これらについてチョPDは「本作品は映画やバラエティではなく、実際に誰かが受けた被害と事実だ」と前置きし、「多くの視聴者が不快と感じた録音と映像について、摂理内では“AIで操作した”、“体を売る女たちだ”と教育されている。当該動画の信徒たちには、“水着を着て撮った動画”と教育した」と明らかに。

(画像=Netflix)チョ・ソンヒョンPD

さらに、「動画が扇情的だというが恐ろしく醜い。(主犯の)チョン・ミョンソクはその映像を扇情的だと感じるだろうが、一般的な感性の成人男女は惨憺たる気持ちを感じるだろう」とし、「実際、ありのままを見せないと、彼らはまた別の防御をしていくだろう。当初はNetflixネットフリックスも懸念を示したが、受け入れてくれた」と伝えている。

続いて、被害者の性暴行場面を再現する方法や、ドキュメンタリーがジャーナリズムの領域を飛び出て、過度に当該宗教を審判するメッセージを伝えたという指摘に対しても「実際にどんなことが起きたのか、画(映像)で見せる方法が確実に視聴者に印象を残すことができる」とし、「マイケル・ムーアの『華氏911』もドキュメンタリーだ。私たちのプログラムは中間地点」と答えた。

韓国社会には何故、“自称・救世主”が多いのだろうか

チョPDは、韓国社会に疑似宗教の弊害が根絶されない理由について、処罰が軽いを挙げた。

「アメリカ版摂理事件の場合、終身刑に懲役20年を加えて宣告された。チョン・ミョンソクは数多くの女性に酷いことをしたにもかかわらず、わずか10年の刑しか言い渡されていない。電子足輪をつけたまま出所したが、その後も数多くの女性を翻弄し、被害者を量産した。被害者の中には未成年者もいる」と主張。

結果的に韓国はカルト教祖にとって安全な国になったわけだ。チョPDは「私たちの社会が、宗教に傍観者的な立場を取っていたのではないかと思う」とし、「宗教の自由という名の下でカルトも傍観しなければならないが、一定部分規制が必要だ」と強調した。

チョPDは『すべては神のために』公開後、最も憂慮される点として自身の家族を挙げた。

遅くに授かった子供がいるというチョPDは、「シーズン2をやると言ったら、妻が子供たちと家を出ると言った」とし、身辺の危険を提起したのだが、背景には「摂理編に出演したメープルの場合、40日待った。韓国入国後、信徒たちがメープルが泊っているホテルの前に陣取ったこともある。一番大変なのは、証言することを決めた一部の被害者の場合、突然連絡を途切れた場合だ。そんな時が一番大変だった」と打ち明けた。

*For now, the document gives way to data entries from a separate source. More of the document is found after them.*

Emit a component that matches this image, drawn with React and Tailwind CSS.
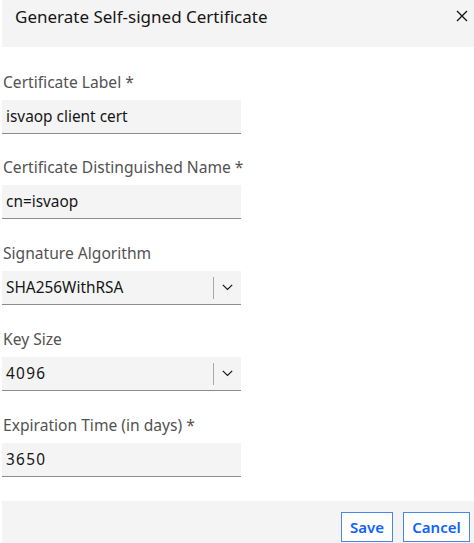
import React from "react";

const font = { fontFamily: '"Noto Sans", "Open Sans", sans-serif' };

function Label({ children }) {
  return (
    <div className="h-[20px] leading-[20px] text-[15.6px] text-[#525252] pl-[1px]">{children}</div>
  );
}

function TextInput({ value, numeric }) {
  return (
    <div className="mt-[8px] w-[239px] h-[34px] bg-[#f4f4f4] border-b border-[#8d8d8d] flex items-center pl-[4px] text-[15.4px] text-[#161616]">
      <span className={numeric ? "tracking-[1.3px]" : ""}>{value}</span>
    </div>
  );
}

function Select({ value, numeric }) {
  return (
    <div className="mt-[8px] w-[239px] h-[34px] bg-[#f4f4f4] border-b border-[#8d8d8d] flex items-center text-[15.4px] text-[#161616]">
      <div className={numeric ? "flex-1 pl-[4px] tracking-[1.3px]" : "flex-1 pl-[4px]"}>{value}</div>
      <div className="w-px h-[22px] bg-[#a8a8a8]" />
      <div className="w-[27px] flex items-center justify-center">
        <svg width="11" height="7" viewBox="0 0 11 7" fill="none">
          <path d="M0.8 0.8 L5.5 5.5 L10.2 0.8" stroke="#161616" strokeWidth="1.2" />
        </svg>
      </div>
    </div>
  );
}

function Field({ label, children, gap }) {
  return (
    <div className={gap}>
      <Label>{label}</Label>
      {children}
    </div>
  );
}

export default function App() {
  return (
    <div className="w-[474px] h-[543px] bg-white flex flex-col overflow-hidden" style={font}>
      <div className="ml-[2px] h-[47px] bg-[#f4f4f4] flex justify-between pl-[13px] pr-[6px] pt-[5px]">
        <div className="text-[17px] leading-[24px] text-[#161616]">Generate Self-signed Certificate</div>
        <svg width="12" height="12" viewBox="0 0 12 12" className="mt-[5px]">
          <path d="M1 1 L11 11 M11 1 L1 11" stroke="#161616" strokeWidth="1.4" />
        </svg>
      </div>
      <div className="pl-[2px]">
        <Field label="Certificate Label *" gap="mt-[25px]">
          <TextInput value="isvaop client cert" />
        </Field>
        <Field label="Certificate Distinguished Name *" gap="mt-[23px]">
          <TextInput value="cn=isvaop" />
        </Field>
        <Field label="Signature Algorithm" gap="mt-[24px]">
          <Select value="SHA256WithRSA" />
        </Field>
        <Field label="Key Size" gap="mt-[24px]">
          <Select value="4096" numeric />
        </Field>
        <Field label="Expiration Time (in days) *" gap="mt-[24px]">
          <TextInput value="3650" numeric />
        </Field>
      </div>
      <div className="ml-[2px] mt-[24px] flex-1 bg-[#f4f4f4] flex justify-end items-start pt-[11px] pr-[4px] gap-[10px]">
        <button className="h-[30px] w-[52px] bg-white border border-[#4a86f0] text-[#0f62fe] font-semibold text-[15px] leading-none" style={font}>
          Save
        </button>
        <button className="h-[30px] w-[67px] bg-white border border-[#4a86f0] text-[#0f62fe] font-semibold text-[15px] leading-none" style={font}>
          Cancel
        </button>
      </div>
    </div>
  );
}
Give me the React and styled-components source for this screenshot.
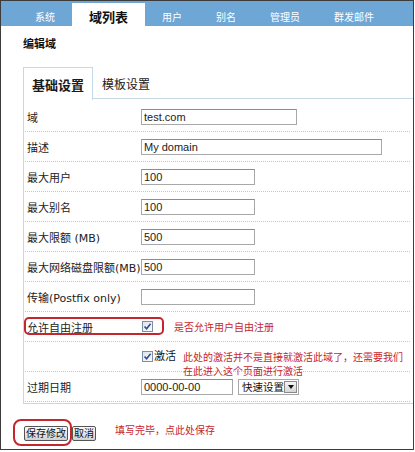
import React from 'react'
import { styled, createGlobalStyle } from 'styled-components'

const GlobalStyle = createGlobalStyle`
  html, body {
    margin: 0;
    padding: 0;
    background: #fff;
  }
  body {
    font-family: "DejaVu Sans", "Noto Sans CJK SC", sans-serif;
    color: #222;
  }
`

const RED = '#c4262e'

const rows = [
  { label: '域', value: 'test.com', width: 156 },
  { label: '描述', value: 'My domain', width: 241 },
  { label: '最大用户', value: '100', width: 114 },
  { label: '最大别名', value: '100', width: 114 },
  { label: '最大限额 (MB)', value: '500', width: 114 },
  { label: '最大网络磁盘限额(MB)', value: '500', width: 114 },
  { label: '传输(Postfix only)', value: '', width: 114 },
]

const navItems = ['系统', '域列表', '用户', '别名', '管理员', '群发邮件']

function Check() {
  return (
    <CheckBox>
      <svg width="9" height="9" viewBox="0 0 9 9">
        <path d="M1.5 4.5 L3.6 6.8 L7.6 1.8" fill="none" stroke="#2b4f96" strokeWidth="1.6" />
      </svg>
    </CheckBox>
  )
}

export default function App() {
  return (
    <>
      <GlobalStyle />
      <Frame>
        <NavBar>
          {navItems.map((n) => (
            <NavTab key={n} $active={n === '域列表'}>{n}</NavTab>
          ))}
        </NavBar>

        <Heading>编辑域</Heading>

        <TabStrip>
          <Tab $active>基础设置</Tab>
          <Tab>模板设置</Tab>
        </TabStrip>

        <Panel>
          {rows.map((r, i) => (
            <Row key={r.label} $first={i === 0}>
              <Label>{r.label}</Label>
              <Value>
                <TextInput style={{ width: r.width }} defaultValue={r.value} readOnly />
              </Value>
            </Row>
          ))}

          <Row>
            <Outline />
            <Label>允许自由注册</Label>
            <Value>
              <Check />
              <Note $gap={21}>是否允许用户自由注册</Note>
            </Value>
          </Row>

          <Row>
            <Label />
            <Value>
              <Check />
              <CheckText>激活</CheckText>
              <Note $gap={7} $tall>
                此处的激活并不是直接就激活此域了，还需要我们
                <br />
                在此进入这个页面进行激活
              </Note>
            </Value>
          </Row>

          <Row>
            <Label>过期日期</Label>
            <Value>
              <TextInput style={{ width: 92 }} defaultValue="0000-00-00" readOnly />
              <QuickSelect>
                快速设置
                <DropButton />
              </QuickSelect>
            </Value>
          </Row>
        </Panel>

        <Footer>
          <SaveWrap>
            <Button>保存修改</Button>
            <Oval />
          </SaveWrap>
          <Button>取消</Button>
          <FooterNote>填写完毕，点此处保存</FooterNote>
        </Footer>
      </Frame>
    </>
  )
}

const Frame = styled.div`
  width: 414px;
  height: 450px;
  box-sizing: border-box;
  border: 1px solid #3c3c3c;
  background: #fff;
  overflow: hidden;
`

const NavBar = styled.div`
  display: flex;
  align-items: flex-end;
  height: 25px;
  padding-left: 17px;
  background: #6ea6d5;
`

const NavTab = styled.div`
  padding: ${(p) => (p.$active ? '7px' : '0')} 17px 2px;
  line-height: 14px;
  font-family: "Noto Sans CJK SC", sans-serif;
  font-size: ${(p) => (p.$active ? '13px' : '10px')};
  font-weight: ${(p) => (p.$active ? 'bold' : 'normal')};
  color: ${(p) => (p.$active ? '#111' : '#fff')};
  background: ${(p) => (p.$active ? '#fff' : 'transparent')};
`

const Heading = styled.div`
  padding: 11px 0 0 22px;
  line-height: 12px;
  font-family: "Noto Sans CJK SC", sans-serif;
  font-size: 11px;
  font-weight: bold;
  color: #111;
`

const TabStrip = styled.div`
  display: flex;
  height: 32px;
  margin: 18px 0 0 22px;
  position: relative;
  z-index: 1;
`

const Tab = styled.div`
  display: flex;
  align-items: center;
  box-sizing: border-box;
  padding: 0 8px;
  font-family: "Noto Sans CJK SC", sans-serif;
  font-size: ${(p) => (p.$active ? '13px' : '12px')};
  font-weight: ${(p) => (p.$active ? 'bold' : 'normal')};
  color: #1a1a1a;
  background: ${(p) => (p.$active ? '#fff' : 'transparent')};
  border: 1px solid ${(p) => (p.$active ? '#c3d9e8' : 'transparent')};
  border-bottom: none;
  height: ${(p) => (p.$active ? '33px' : '32px')};
`

const Panel = styled.div`
  margin: -1px 0 0 22px;
  border: 1px solid #c3d9e8;
  border-right: none;
  padding: 0 3px 1px 1px;
`

const Row = styled.div`
  position: relative;
  display: grid;
  grid-template-columns: 116px 1fr;
  align-items: center;
  height: 29px;
  padding-top: ${(p) => (p.$first ? '3px' : '0')};
  border-bottom: 1px dotted #c6c6c6;
`

const Label = styled.div`
  padding-left: 2px;
  font-size: 11px;
  white-space: nowrap;
  color: #222;
`

const Value = styled.div`
  display: flex;
  align-items: center;
`

const TextInput = styled.input`
  box-sizing: border-box;
  height: 16px;
  margin: 0;
  padding: 0 2px;
  border: 1px solid #a8a8a8;
  border-top-color: #8c8c8c;
  font-family: "Liberation Sans", Arial, sans-serif;
  font-size: 11px;
  color: #222;
  outline: none;
`

const CheckBox = styled.span`
  display: inline-flex;
  align-items: center;
  justify-content: center;
  box-sizing: border-box;
  width: 11px;
  height: 11px;
  margin-left: 1px;
  border: 1px solid #7d8fa3;
  background: linear-gradient(135deg, #dfe3ea, #fbfbfd);
`

const CheckText = styled.span`
  margin-left: 1px;
  font-size: 11px;
  line-height: 14px;
  color: #111;
`

const Note = styled.span`
  margin-left: ${(p) => p.$gap}px;
  font-family: "Noto Sans CJK SC", sans-serif;
  font-size: 10px;
  line-height: 14px;
  height: 14px;
  color: ${RED};
  white-space: nowrap;
`

const Outline = styled.div`
  position: absolute;
  left: -1px;
  top: 5px;
  width: 140px;
  height: 18px;
  box-sizing: border-box;
  border: 2px solid ${RED};
  border-radius: 5px;
  pointer-events: none;
`

const QuickSelect = styled.div`
  display: flex;
  align-items: center;
  justify-content: space-between;
  box-sizing: border-box;
  width: 61px;
  height: 16px;
  margin-left: 5px;
  padding: 0 1px 0 3px;
  border: 1px solid #a8a8a8;
  font-family: "Noto Sans CJK SC", sans-serif;
  font-size: 10.5px;
  color: #111;
`

const DropButton = styled.span`
  position: relative;
  box-sizing: border-box;
  width: 13px;
  height: 12px;
  border: 1px solid #8a8a8a;
  background: linear-gradient(#f4f4f4, #d6d6d6);

  &::after {
    content: "";
    position: absolute;
    left: 3px;
    top: 3px;
    border-left: 3px solid transparent;
    border-right: 3px solid transparent;
    border-top: 4px solid #111;
  }
`

const Footer = styled.div`
  display: flex;
  align-items: center;
  margin-top: 19px;
  padding-left: 23px;
`

const SaveWrap = styled.div`
  position: relative;
  display: inline-flex;
  margin-right: 4px;
`

const Button = styled.button`
  box-sizing: border-box;
  height: 15px;
  margin: 0;
  padding: 0 1px;
  border: 1px solid #555;
  border-radius: 2px;
  background: linear-gradient(#fbfbfb, #d2d2d2);
  font-family: "Noto Sans CJK SC", sans-serif;
  font-size: 10px;
  line-height: 12px;
  color: #111;
`

const Oval = styled.div`
  position: absolute;
  left: -11px;
  top: -7px;
  width: 59px;
  height: 27px;
  box-sizing: border-box;
  border: 2px solid ${RED};
  border-radius: 8px;
  pointer-events: none;
`

const FooterNote = styled.span`
  margin: 0 0 6px 19px;
  font-family: "Noto Sans CJK SC", sans-serif;
  font-size: 10px;
  line-height: 14px;
  color: ${RED};
`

(画像=予告編キャプチャ)顔を出して出演した被害者のメープル
(画像=Netflix)『すべては神のために:裏切られた信仰』

また「(TV局の)MBC内部にも摂理信徒がいると聞いた。撮影中、私たち側の情報が流出し続け、チームの人たちはもちろん、Netflix側も非常に疑った」とし、「ただし、摂理信徒たちが社会的に害悪を及ぼさなかったとすれば、その方々を対象にした“魔女狩り”は自制しなければならない。過ちは教祖と一部のリーダーたちが犯したことだ。その点を混同してはならない」と力説している。

さまざまな困難のなか、顔を公開して証言した被害者に対する激励も頼んだ。「顔を出してくれた人々にとても感謝し、彼らの勇気が社会的に受け入れられれば良い」とし、「彼らは、二度と私のような、そして子供を失う母親が生まれないことを願っている。尊敬されるべきであり、非難や嘲弄の対象になってはならない」と強調した。

チョPDは番組内で言及した「アガドンサン編」の公開禁止仮処分申請が、近い内に提起されそうだとし、「もしかしたら公開が取りやめになるかもしれないので、大変でも必ず観て下さい。数多くの嫌な場面があるが、観れば理解してくれると思う。観ない自由もあるが、観ると決めたならなるべく耐えて観てほしい。話したいことが多い」という願いも伝えた。

さらに、「シーズン2を準備している。家族が苦しんでいるが、扱いたい話が多い状況なので勉強をもっとしている」と付け加えた。